- [Written instruction] Find each line containing the string "index" and return it.

- [Dataset excerpt]
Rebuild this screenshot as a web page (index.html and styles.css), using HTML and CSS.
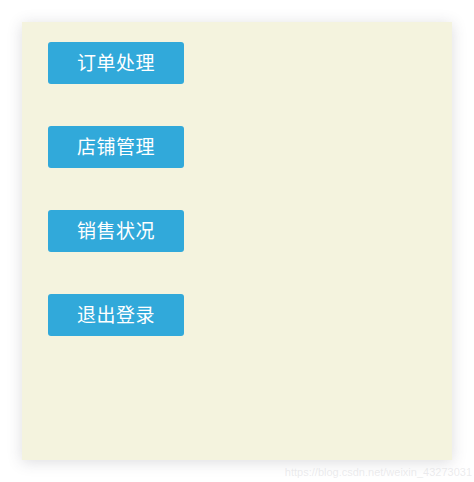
FILE: index.html
```html
<!DOCTYPE html>
<html lang="zh-CN">
<head>
  <meta charset="UTF-8">
  <meta name="viewport" content="width=device-width, initial-scale=1.0">
  <title>商家后台</title>
  <link rel="stylesheet" href="styles.css">
</head>
<body>
  <div class="panel">
    <button class="menu-btn">订单处理</button>
    <button class="menu-btn">店铺管理</button>
    <button class="menu-btn">销售状况</button>
    <button class="menu-btn">退出登录</button>
  </div>
  <div class="watermark">https://blog.csdn.net/weixin_43273031</div>
</body>
</html>
```

FILE: styles.css
```css
:root {
  --panel-bg: #f4f3de;
  --btn-bg: #31a9da;
}

body {
  margin: 0;
  padding: 22px 22px 0 22px;
  background-color: #ffffff;
  font-family: 'Noto Sans CJK SC', 'Noto Sans', sans-serif;
  position: relative;
  height: 482px;
  box-sizing: border-box;
}

.panel {
  width: 430px;
  height: 438px;
  background-color: var(--panel-bg);
  box-shadow: 0 2px 14px rgba(60, 60, 80, 0.18);
  padding: 20px 26px;
  box-sizing: border-box;
  display: flex;
  flex-direction: column;
  align-items: flex-start;
  gap: 42px;
}

.menu-btn {
  width: 136px;
  height: 42px;
  border: none;
  border-radius: 3px;
  background-color: var(--btn-bg);
  color: #ffffff;
  font-family: inherit;
  font-size: 19px;
  font-weight: 400;
  line-height: 1;
  letter-spacing: 0.5px;
  cursor: pointer;
  padding: 0 0 3px 0;
}

.watermark {
  position: absolute;
  right: 2px;
  bottom: 4px;
  font-family: 'Liberation Sans', sans-serif;
  font-size: 11px;
  color: rgba(200, 200, 205, 0.35);
}
```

- [Solution]
Rebuild this screenshot as a web page (index.html and styles.css), using HTML and CSS.
FILE: index.html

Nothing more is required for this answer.